L'agenzia incaricata dal CdA scaligero di presentare una rosa di candidati alla successione di Pereira, il cui mandato scade nel 2020, sembra in alto mare. Doveva dare conto al CdA entro maggio, ma sembra che l'appuntamento sarà posticipato a giugno.
E dopo che il CdA ha approvato il cartellone della prossima stagione - che verrà presentato ufficialmente alla stampa entro breve - sembra entrato nella rosa anche un altro candidato, oltre quelli presenti da settimane, fra gli italiani - per i quali, per semplice ragione di passaporto tifano Micheli e Daverio, ambedue fan del salviniano 'prima gli italiani' - oltre Ortombina, candidato della prima ora, come anche Fuortes - per i miracoli che avrebbe fatto all'Opera di Roma, tanti ad eccezione del più importante, quello economico mancato, e Fonsatti - da poco nella rosa, proviene da Torino, dove è a capo dello Stabile.
Perchè non si fa mai il nome di Escobar, ora al Piccolo di Milano, che dai tempi di Carlo Fontana, mirava alla Scala, e che è anche passato dall'Opera di Roma, dove ha per qualche tempo amministrato la fondazione lirica - cosa che Fonsatti, amministratore di uno Stabile, non sa dove sta di casa?
Buon ultimo, in fatto di tempo, torna in pista anche Chiarot, ora a Firenze e prima a Venezia, già candidato alla Scala per il dopo Lissner, e candidato, assieme a Fuortes, per qualunque incarico nelle Fondazioni liriche, per due ragioni: innanzitutto,ambedue sanno poco, anzi niente di musica (dopo Lissner e Pereira, che sapevano sì di musica ma erano stranieri! ) - quindi hanno bisogno di un badante artistico, che vuol dire una poltrona in più per saziare gli appetiti dei politici che li sostengono; e poi anche perché accomunati dal fatto che, spediti a Roma e Firenze per colmare i profondi buchi di bilancio, verrebbero prelevati dalle rispettive sovrintendenze, per essere insediati alla Scala, avendo sul proprio petto la medaglia per l'obiettivo mancato.
E non è affare da poco, se anche a Pereira, che ha fama di saper trovare i soldi dove stanno e di farseli dare, è stato rimproverato dal CdA di aver sovradimensionato le entrate necessarie per mettere in atto il prossimo cartellone.
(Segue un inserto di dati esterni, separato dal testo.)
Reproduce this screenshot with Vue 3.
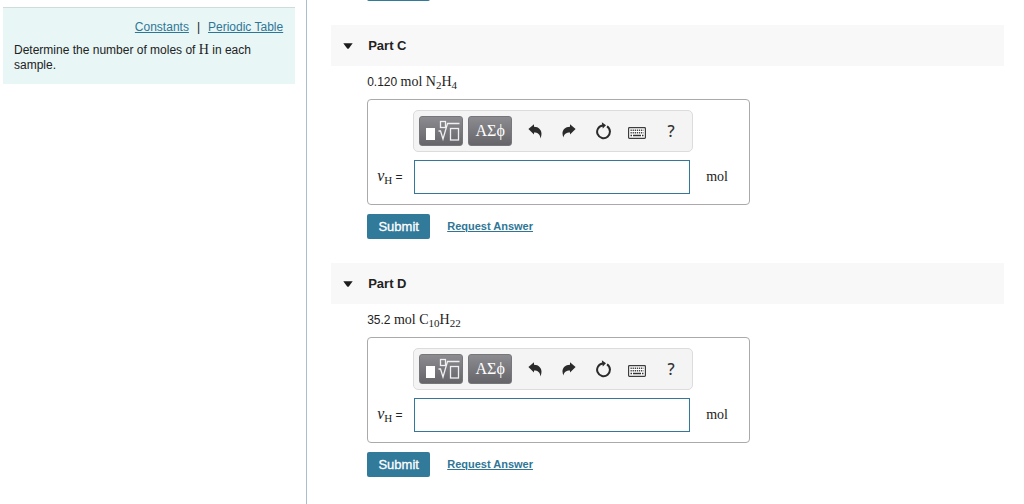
<script setup>
const parts = [
  { id: 'c', title: 'Part C', amount: '0.120', formula: [['N', '2'], ['H', '4']] },
  { id: 'd', title: 'Part D', amount: '35.2', formula: [['C', '10'], ['H', '22']] },
]
</script>

<template>
  <div class="page">
    <aside class="side">
      <section class="intro">
        <nav class="links">
          <a href="#constants">Constants</a><span class="bar">|</span><a href="#table">Periodic Table</a>
        </nav>
        <p>Determine the number of moles of <span class="math">H</span> in each sample.</p>
      </section>
    </aside>
    <main class="main">
      <div class="previous"><button class="submit" type="button" aria-label="Submit"></button></div>
      <section v-for="part in parts" :key="part.id" class="part">
        <h2 class="head">
          <svg class="caret" viewBox="0 0 10 6"><path d="M.3 .3H9.7L5.8 5.4Q5 6.2 4.2 5.4Z" fill="#1c1c1c" /></svg>
          {{ part.title }}
        </h2>
        <form class="body" @submit.prevent>
          <p class="question">
            {{ part.amount }} <span class="math">mol <template v-for="f in part.formula" :key="f[0]">{{ f[0] }}<sub>{{ f[1] }}</sub></template></span>
          </p>
          <div class="box">
            <div class="toolbar">
              <button class="dark" type="button" aria-label="Templates">
                <svg width="38" height="24" viewBox="0 0 38 24" fill="none">
                  <rect x="4" y="9" width="9" height="12" fill="#fff" />
                  <g stroke="#f0f0f2" stroke-width="1.3">
                    <rect x="18.5" y="2.5" width="5" height="6" />
                    <path d="M16.5 12H18.5L21 20L25.5 4.5H37.5" />
                    <rect x="28.5" y="9.5" width="8" height="11.5" />
                  </g>
                </svg>
              </button>
              <button class="dark greek" type="button">ΑΣϕ</button>
              <button class="tool" type="button" aria-label="Undo">
                <svg width="14" height="15" viewBox="0 0 14 15"><path d="M.4 5L6 .3V2.8C12.6 3 15.2 8.6 12.4 14.4C12.2 10.2 9.8 8.4 6 8.4V10.6Z" fill="#2b2b2b" /></svg>
              </button>
              <button class="tool" type="button" aria-label="Redo">
                <svg width="14" height="15" viewBox="0 0 14 15"><path d="M13.6 5L8 .3V2.8C1.4 3-1.2 8.6 1.6 13.4C1.8 10.2 4.2 8.4 8 8.4V10.6Z" fill="#2b2b2b" /></svg>
              </button>
              <button class="tool" type="button" aria-label="Reset">
                <svg width="16" height="18" viewBox="0 0 16 18"><path d="M12 4.4A6.4 6.4 0 1 1 8 3.4" fill="none" stroke="#2b2b2b" stroke-width="2" /><path d="M6.8 .2L11 3.2L7.8 6.6Z" fill="#2b2b2b" /></svg>
              </button>
              <button class="tool keys" type="button" aria-label="Keyboard shortcuts">
                <svg width="18" height="12" viewBox="0 0 18 12"><rect x=".6" y=".6" width="16.8" height="10.8" rx=".8" fill="#fff" stroke="#3c3c3c" stroke-width="1.2" /><path d="M2.5 3.2H15.5M2.5 5.7H15.5" stroke="#444" stroke-width="1.4" stroke-dasharray="1.3 .8" /><path d="M2.5 8.5H4M5 8.5H13M14 8.5H15.5" stroke="#333" stroke-width="1.4" /></svg>
              </button>
              <button class="tool help" type="button" aria-label="Help">?</button>
            </div>
            <div class="entry">
              <label :for="'nu-' + part.id"><span class="math"><i>ν</i><sub>H</sub></span> =</label>
              <input :id="'nu-' + part.id" type="text">
              <span class="math unit">mol</span>
            </div>
          </div>
          <div class="actions">
            <button class="submit" type="submit">Submit</button>
            <a href="#answer">Request Answer</a>
          </div>
        </form>
      </section>
    </main>
  </div>
</template>

<style>
body {
  background: #fff;
  overflow: hidden;
}
</style>

<style scoped>
.page {
  display: flex;
  height: 100vh;
  overflow: hidden;
  font: 12px/15px "Liberation Sans", Arial, sans-serif;
  color: #222;
}
.page * { box-sizing: border-box; }
p, h2 { margin: 0; }
button { font-family: inherit; cursor: pointer; }
a { color: #2f7696; }
.side {
  flex: 0 0 30%;
  padding: 7px 11px 0 3px;
  border-right: 1px solid #a9bfd0;
}
.intro {
  padding: 12px 12px 11px 11px;
  background: #e8f6f6;
  border-top: 1px solid #cfdcdc;
}
.links { text-align: right; margin-bottom: 8px; }
.bar { margin: 0 8px; }
.math {
  font-family: "Liberation Serif", "Times New Roman", serif;
  font-size: 14px;
  line-height: 14px;
}
sub {
  font-size: 11px;
  line-height: 0;
  vertical-align: -3px;
}
.main {
  flex: 1;
  min-width: 0;
  padding: 0 20px 0 24px;
}
.previous { margin-top: -24px; padding-left: 36px; }
.submit {
  display: block;
  width: 63px;
  height: 25px;
  padding: 0;
  border: 0;
  border-radius: 2px;
  background: #327a9a;
  color: #fff;
  font-size: 13px;
  -webkit-text-stroke: 0.3px #fff;
}
.part { padding-top: 24px; }
.head {
  display: flex;
  align-items: center;
  gap: 15px;
  height: 41px;
  padding-left: 12px;
  background: #f8f8f8;
  font-size: 13px;
}
.caret { width: 10px; height: 6px; }
.body { padding-left: 36px; }
.question {
  height: 33px;
  padding-top: 9px;
}
.box {
  width: 383px;
  height: 106px;
  padding: 10px 9px 0;
  border: 1px solid #aaa;
  border-radius: 4px;
}
.toolbar {
  display: flex;
  align-items: center;
  width: 280px;
  height: 42px;
  margin-left: 36px;
  padding-left: 5px;
  background: #f4f4f4;
  border: 1px solid #dcdcdc;
  border-radius: 5px;
}
.dark {
  display: flex;
  align-items: center;
  justify-content: center;
  width: 44px;
  height: 30px;
  margin-right: 5px;
  padding: 0;
  border: 1px solid #77777b;
  border-radius: 3px;
  background: linear-gradient(#8b8b90, #66666a);
  color: #fff;
}
.greek {
  margin-right: 6px;
  font-family: "Liberation Serif", serif;
  font-size: 16px;
}
.tool {
  display: flex;
  align-items: center;
  justify-content: center;
  width: 34px;
  height: 30px;
  padding: 0;
  border: 0;
  background: none;
  color: #333;
}
.keys { padding-top: 4px; }
.help { font-family: "Noto Sans", sans-serif; font-size: 16px; font-weight: 500; }
.entry {
  display: flex;
  align-items: center;
  margin-top: 8px;
}
.entry label { width: 37px; white-space: nowrap; }
.entry i { font-size: 16px; }
.entry input {
  width: 276px;
  height: 34px;
  padding: 0 6px;
  border: 1px solid #32789a;
  border-radius: 0;
  background: #fff;
  outline: 0;
  font: inherit;
}
.unit { margin-left: 16px; }
.actions {
  display: flex;
  align-items: center;
  gap: 17px;
  margin-top: 9px;
}
.actions a {
  font-size: 11px;
  font-weight: bold;
}
</style>
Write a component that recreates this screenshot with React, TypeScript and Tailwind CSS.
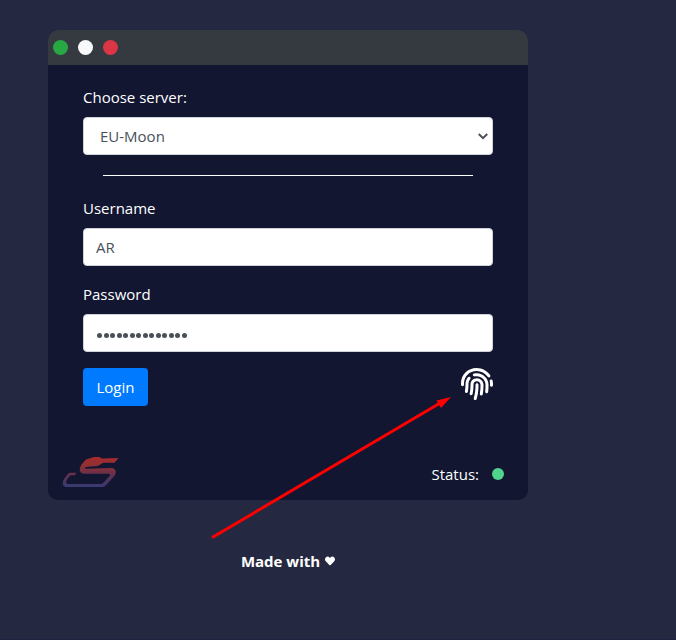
import { FaFingerprint, FaHeart } from "react-icons/fa";

const label = "block h-6 text-[15px] leading-6 text-white whitespace-nowrap";
const field =
  "flex h-[38px] w-full items-center rounded-[4px] border border-[#ced4da] bg-white pl-3 text-[15px] text-[#495057]";

function SleighLogo() {
  return (
    <svg width="60" height="34" viewBox="0 0 60 34" className="block">
      <defs>
        <linearGradient id="sleigh" x1="0" y1="0" x2="0" y2="1">
          <stop offset="0" stopColor="#a72b2b" />
          <stop offset="0.3" stopColor="#8f3035" />
          <stop offset="0.6" stopColor="#62304f" />
          <stop offset="1" stopColor="#363a73" />
        </linearGradient>
      </defs>
      <path
        fill="url(#sleigh)"
        d="M57.5 3 L40.5 3.6 L38.5 2 H33 L25 4.4 L20.5 9.5 L18.8 13.2 Q18.3 18.6 23 18.7 H47.3 Q50 19 48.6 21 L42.4 27.8 Q41.2 29 39.5 29 H6.5 Q4.5 28.4 5.5 25.5 L8.2 21.5 Q9 20.2 11 20.2 H14 L15.2 17.8 H9.5 Q7.5 18 6.2 19.8 L2.4 25 Q.4 31.2 4.8 31.9 H41.5 Q43.6 31.8 45 30.2 L53.8 20.5 Q56.8 15 51.5 13 L24.6 13.8 Q23 13.5 24.4 12.1 L36.5 11 L42.5 7.7 H53.5 Z"
      />
    </svg>
  );
}

export default function App() {
  return (
    <div className="relative h-[640px] w-[676px] overflow-hidden border-b border-[#1e2140] bg-[#242841] pl-12 pt-[30px] font-['Open_Sans','Noto_Sans',sans-serif]">
      <main className="flex h-[470px] w-[480px] flex-col overflow-hidden rounded-[10px] bg-[#121631]">
        <header className="flex h-[35px] shrink-0 items-center gap-[10px] bg-[#343a40] pl-[5px]">
          <span className="size-[15px] rounded-full bg-[#28a745]" />
          <span className="size-[15px] rounded-full bg-[#f8f9fa]" />
          <span className="size-[15px] rounded-full bg-[#dc3545]" />
        </header>

        <form className="flex flex-col px-[35px] pt-5">
          <label className={label}>Choose server:</label>
          <div className={field + " mt-2 justify-between pr-1"}>
            <span className="pl-1">EU-Moon</span>
            <svg width="10" height="7" viewBox="0 0 10 7" fill="none" stroke="#495057" strokeWidth="2">
              <path d="M.8 1 L5 5.1 L9.2 1" />
            </svg>
          </div>
          <hr className="mx-5 my-5 border-t border-white" />
          <label className={label}>Username</label>
          <div className={field + " mt-2"}>AR</div>
          <label className={label + " mt-4"}>Password</label>
          <div className={field + " mt-2"}>
            <span className="flex gap-[1.5px] pt-1 pl-px">
              {Array.from({ length: 14 }, (_, i) => (
                <span key={i} className="size-[5px] rounded-full bg-[#495057]" />
              ))}
            </span>
          </div>
          <div className="mt-4 flex items-start justify-between">
            <button type="button" className="h-[38px] w-[65px] rounded-[4px] bg-[#007bff] text-[15px] text-white">
              Login
            </button>
            <FaFingerprint className="size-8 text-white" />
          </div>
        </form>

        <footer className="mt-auto flex h-[52px] items-center justify-between pl-[13px] pr-6">
          <div className="pb-1">
            <SleighLogo />
          </div>
          <div className="flex items-center gap-[13px]">
            <span className="text-[15px] leading-6 text-white">Status:</span>
            <span className="size-3 rounded-full bg-[#4fd38d]" />
          </div>
        </footer>
      </main>

      <p className="flex w-[480px] items-center justify-center gap-[5px] pt-[49px] text-[15px] font-bold leading-6 text-white">
        Made with <FaHeart className="size-[10px]" />
      </p>

      <svg className="absolute left-0 top-0" width="676" height="640" viewBox="0 0 676 640">
        <path d="M213 537 L441 402.5" stroke="#ff0000" strokeWidth="3" strokeLinecap="round" />
        <path d="M451 397 L436.5 400.5 L441 408 Z" fill="#ff0000" />
      </svg>
    </div>
  );
}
Quali e quante speranze ha Pereira di vedesi prolungato per un anno o addirittura un biennio l'incarico? Ne ha se si considera che dovrebbe lasciare contemporaneamente l'incarico anche la Di Freda, colonna portante della 'macchina' Scala e che Chailly terminerà il suo mandato nel 2021. Dunque nel giro di un anno, le caselle più importanti del massimo teatro italiano sarebbero vuote. Può la Scala correre il rischio di un vuoto effettivo di potere in così breve spazio di tempo? Non sarebbe più sensato prolungare l'incarico a Pereira, e farlo terminare assieme a quello di Chailly, pensando innanzitutto alla sostituzione della Di Freda che è una specie di ministro delle finanze nel governo scaligero?